Print the lines from the one that contains "Recreate this image" to the one that contains "Wondershare UniConverter 14", inclusive, exactly as they appear, and please drop any pictures.

:::::

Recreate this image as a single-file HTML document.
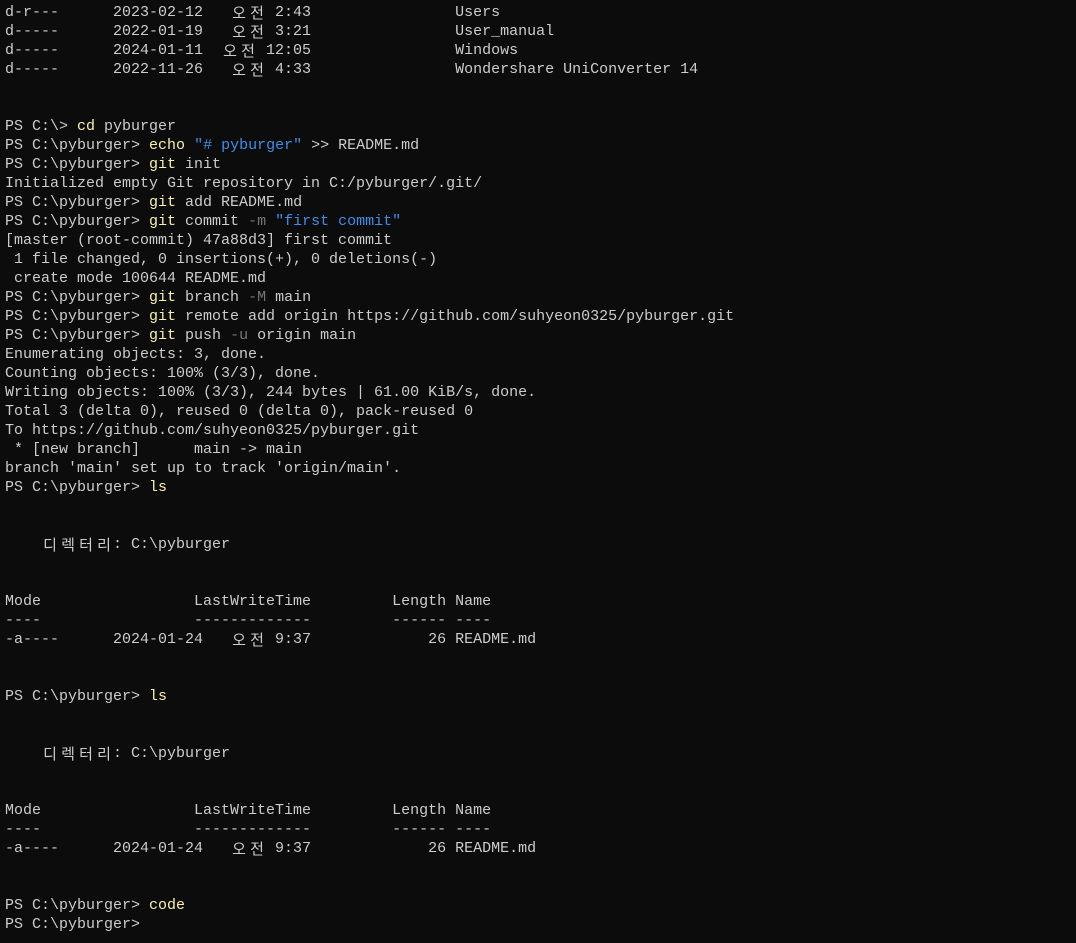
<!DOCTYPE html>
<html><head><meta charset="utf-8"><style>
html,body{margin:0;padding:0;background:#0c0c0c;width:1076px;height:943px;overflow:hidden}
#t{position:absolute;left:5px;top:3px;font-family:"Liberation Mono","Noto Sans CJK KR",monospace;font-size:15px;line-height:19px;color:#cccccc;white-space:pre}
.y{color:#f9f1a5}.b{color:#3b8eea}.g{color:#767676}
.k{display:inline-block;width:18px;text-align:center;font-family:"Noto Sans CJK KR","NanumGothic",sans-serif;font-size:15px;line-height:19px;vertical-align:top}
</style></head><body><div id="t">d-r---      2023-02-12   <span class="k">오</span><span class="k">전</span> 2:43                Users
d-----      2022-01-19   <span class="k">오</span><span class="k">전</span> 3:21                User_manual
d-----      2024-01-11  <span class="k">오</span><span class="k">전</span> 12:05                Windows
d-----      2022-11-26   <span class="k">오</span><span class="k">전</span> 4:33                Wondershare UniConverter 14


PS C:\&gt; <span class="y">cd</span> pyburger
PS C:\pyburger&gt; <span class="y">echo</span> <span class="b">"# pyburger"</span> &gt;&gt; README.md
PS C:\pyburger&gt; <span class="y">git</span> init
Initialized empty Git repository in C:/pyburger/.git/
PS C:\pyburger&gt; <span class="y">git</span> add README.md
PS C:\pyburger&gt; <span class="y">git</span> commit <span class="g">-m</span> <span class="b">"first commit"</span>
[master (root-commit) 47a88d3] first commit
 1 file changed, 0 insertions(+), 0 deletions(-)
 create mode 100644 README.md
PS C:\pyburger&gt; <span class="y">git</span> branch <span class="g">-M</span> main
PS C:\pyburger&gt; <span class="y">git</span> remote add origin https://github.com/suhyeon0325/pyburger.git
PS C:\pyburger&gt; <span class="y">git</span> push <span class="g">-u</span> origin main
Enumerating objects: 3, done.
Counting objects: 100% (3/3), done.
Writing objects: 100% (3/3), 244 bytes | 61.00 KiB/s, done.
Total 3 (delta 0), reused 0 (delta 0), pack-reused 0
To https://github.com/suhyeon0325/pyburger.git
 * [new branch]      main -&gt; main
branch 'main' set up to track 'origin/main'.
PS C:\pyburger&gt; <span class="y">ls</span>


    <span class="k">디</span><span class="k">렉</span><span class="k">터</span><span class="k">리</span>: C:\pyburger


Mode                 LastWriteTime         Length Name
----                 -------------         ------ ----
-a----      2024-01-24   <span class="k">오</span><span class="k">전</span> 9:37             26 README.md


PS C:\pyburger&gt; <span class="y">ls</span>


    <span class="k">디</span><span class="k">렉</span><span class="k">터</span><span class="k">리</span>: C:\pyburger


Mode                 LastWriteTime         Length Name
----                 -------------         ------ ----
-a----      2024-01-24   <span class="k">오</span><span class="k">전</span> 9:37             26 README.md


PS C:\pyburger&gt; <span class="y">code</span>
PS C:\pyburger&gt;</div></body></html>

:::::

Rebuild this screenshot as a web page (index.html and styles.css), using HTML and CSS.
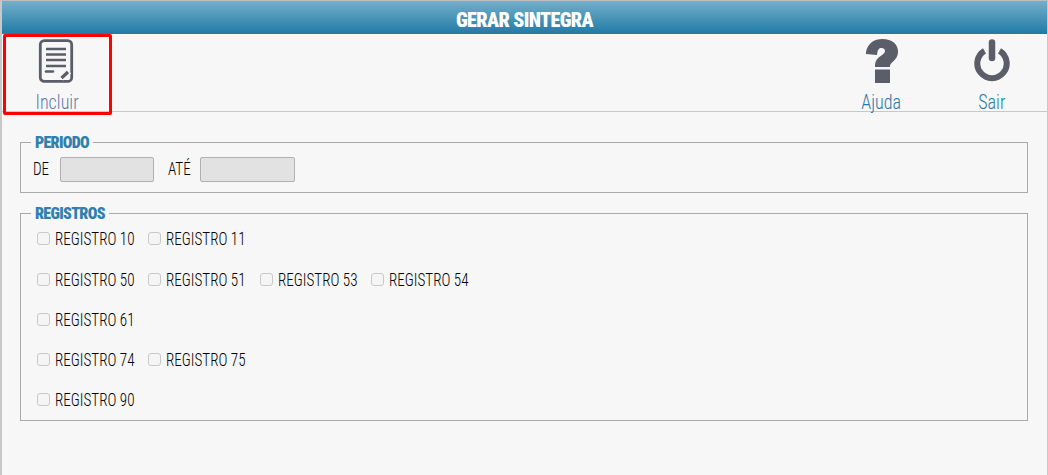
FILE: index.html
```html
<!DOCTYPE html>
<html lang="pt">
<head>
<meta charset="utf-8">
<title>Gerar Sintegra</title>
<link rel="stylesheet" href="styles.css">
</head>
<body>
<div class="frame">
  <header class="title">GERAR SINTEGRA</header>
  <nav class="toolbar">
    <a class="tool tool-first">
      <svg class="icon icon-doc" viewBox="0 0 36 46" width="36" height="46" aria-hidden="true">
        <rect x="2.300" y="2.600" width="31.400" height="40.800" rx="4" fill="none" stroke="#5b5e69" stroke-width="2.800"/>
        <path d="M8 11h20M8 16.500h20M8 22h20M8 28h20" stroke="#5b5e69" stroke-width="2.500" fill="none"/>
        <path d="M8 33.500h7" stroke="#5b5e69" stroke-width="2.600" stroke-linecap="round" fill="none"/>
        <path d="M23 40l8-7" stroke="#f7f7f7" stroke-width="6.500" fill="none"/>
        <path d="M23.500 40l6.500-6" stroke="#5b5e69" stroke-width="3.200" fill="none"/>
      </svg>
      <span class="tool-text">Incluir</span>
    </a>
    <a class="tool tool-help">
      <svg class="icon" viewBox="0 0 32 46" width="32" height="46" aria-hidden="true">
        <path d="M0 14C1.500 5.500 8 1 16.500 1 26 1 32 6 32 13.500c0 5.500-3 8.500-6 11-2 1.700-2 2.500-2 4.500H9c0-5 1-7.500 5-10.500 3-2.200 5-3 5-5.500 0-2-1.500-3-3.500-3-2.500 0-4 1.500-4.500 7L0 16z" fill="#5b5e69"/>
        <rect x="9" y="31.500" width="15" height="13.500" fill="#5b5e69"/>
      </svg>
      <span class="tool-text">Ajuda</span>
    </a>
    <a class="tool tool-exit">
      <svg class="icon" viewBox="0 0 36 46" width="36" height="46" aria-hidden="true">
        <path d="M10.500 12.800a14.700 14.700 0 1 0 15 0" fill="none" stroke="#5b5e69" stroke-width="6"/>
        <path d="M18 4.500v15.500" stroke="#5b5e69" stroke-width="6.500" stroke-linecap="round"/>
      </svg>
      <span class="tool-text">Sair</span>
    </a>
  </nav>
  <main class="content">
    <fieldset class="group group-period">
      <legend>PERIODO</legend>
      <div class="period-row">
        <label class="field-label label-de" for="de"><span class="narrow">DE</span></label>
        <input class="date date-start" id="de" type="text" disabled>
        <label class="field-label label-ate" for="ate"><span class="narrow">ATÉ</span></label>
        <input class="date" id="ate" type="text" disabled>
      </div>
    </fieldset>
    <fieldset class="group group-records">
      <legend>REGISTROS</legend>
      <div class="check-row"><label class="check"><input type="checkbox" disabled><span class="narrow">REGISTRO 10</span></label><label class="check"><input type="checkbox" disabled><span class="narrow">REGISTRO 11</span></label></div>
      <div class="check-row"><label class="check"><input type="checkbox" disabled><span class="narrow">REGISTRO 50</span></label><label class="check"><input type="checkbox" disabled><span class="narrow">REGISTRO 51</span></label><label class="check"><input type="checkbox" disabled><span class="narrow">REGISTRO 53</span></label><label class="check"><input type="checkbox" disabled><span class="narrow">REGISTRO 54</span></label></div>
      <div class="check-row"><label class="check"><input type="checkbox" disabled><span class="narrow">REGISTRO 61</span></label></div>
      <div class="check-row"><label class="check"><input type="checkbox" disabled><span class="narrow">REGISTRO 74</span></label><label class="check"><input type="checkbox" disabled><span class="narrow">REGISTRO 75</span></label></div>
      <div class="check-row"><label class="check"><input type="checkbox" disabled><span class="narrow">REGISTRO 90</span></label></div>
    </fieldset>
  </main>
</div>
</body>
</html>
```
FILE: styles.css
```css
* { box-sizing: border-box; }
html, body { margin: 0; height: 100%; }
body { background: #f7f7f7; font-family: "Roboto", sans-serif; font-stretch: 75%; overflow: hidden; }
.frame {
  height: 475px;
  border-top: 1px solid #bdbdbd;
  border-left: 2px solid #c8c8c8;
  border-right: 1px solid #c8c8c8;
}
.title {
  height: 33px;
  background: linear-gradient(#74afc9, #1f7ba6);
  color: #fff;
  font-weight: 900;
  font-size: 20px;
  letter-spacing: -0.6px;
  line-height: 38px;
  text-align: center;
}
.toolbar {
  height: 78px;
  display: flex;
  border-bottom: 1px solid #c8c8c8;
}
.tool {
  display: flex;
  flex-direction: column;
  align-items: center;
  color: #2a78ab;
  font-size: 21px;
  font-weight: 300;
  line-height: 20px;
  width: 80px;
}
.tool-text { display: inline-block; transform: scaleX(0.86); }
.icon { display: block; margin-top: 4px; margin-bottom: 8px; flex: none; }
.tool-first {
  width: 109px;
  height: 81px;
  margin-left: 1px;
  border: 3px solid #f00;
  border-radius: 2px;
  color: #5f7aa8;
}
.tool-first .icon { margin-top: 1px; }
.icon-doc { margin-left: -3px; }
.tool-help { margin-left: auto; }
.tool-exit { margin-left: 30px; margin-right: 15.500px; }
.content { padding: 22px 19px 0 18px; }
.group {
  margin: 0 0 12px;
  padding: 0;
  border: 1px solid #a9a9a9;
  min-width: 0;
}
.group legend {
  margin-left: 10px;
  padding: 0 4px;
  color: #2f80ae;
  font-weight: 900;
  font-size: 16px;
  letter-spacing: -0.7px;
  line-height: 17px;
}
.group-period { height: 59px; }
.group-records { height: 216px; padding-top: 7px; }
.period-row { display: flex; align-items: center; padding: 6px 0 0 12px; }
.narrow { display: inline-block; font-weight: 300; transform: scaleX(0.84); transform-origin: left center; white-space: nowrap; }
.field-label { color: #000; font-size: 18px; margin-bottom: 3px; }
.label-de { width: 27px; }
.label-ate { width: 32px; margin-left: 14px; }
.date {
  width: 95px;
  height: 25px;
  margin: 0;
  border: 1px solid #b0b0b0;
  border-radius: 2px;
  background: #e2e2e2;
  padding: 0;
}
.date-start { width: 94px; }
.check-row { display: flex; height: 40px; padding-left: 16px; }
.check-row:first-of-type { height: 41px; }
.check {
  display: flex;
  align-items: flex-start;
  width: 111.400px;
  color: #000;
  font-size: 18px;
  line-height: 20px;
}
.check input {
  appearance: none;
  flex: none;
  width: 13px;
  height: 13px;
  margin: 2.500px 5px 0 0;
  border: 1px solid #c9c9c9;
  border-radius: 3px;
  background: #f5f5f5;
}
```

:::::

▶ [SOLUTION]
Recreate this image as a single-file HTML document.
<!DOCTYPE html>
<html><head><meta charset="utf-8"><style>
html,body{margin:0;padding:0;background:#0c0c0c;width:1076px;height:943px;overflow:hidden}
#t{position:absolute;left:5px;top:3px;font-family:"Liberation Mono","Noto Sans CJK KR",monospace;font-size:15px;line-height:19px;color:#cccccc;white-space:pre}
.y{color:#f9f1a5}.b{color:#3b8eea}.g{color:#767676}
.k{display:inline-block;width:18px;text-align:center;font-family:"Noto Sans CJK KR","NanumGothic",sans-serif;font-size:15px;line-height:19px;vertical-align:top}
</style></head><body><div id="t">d-r---      2023-02-12   <span class="k">오</span><span class="k">전</span> 2:43                Users
d-----      2022-01-19   <span class="k">오</span><span class="k">전</span> 3:21                User_manual
d-----      2024-01-11  <span class="k">오</span><span class="k">전</span> 12:05                Windows
d-----      2022-11-26   <span class="k">오</span><span class="k">전</span> 4:33                Wondershare UniConverter 14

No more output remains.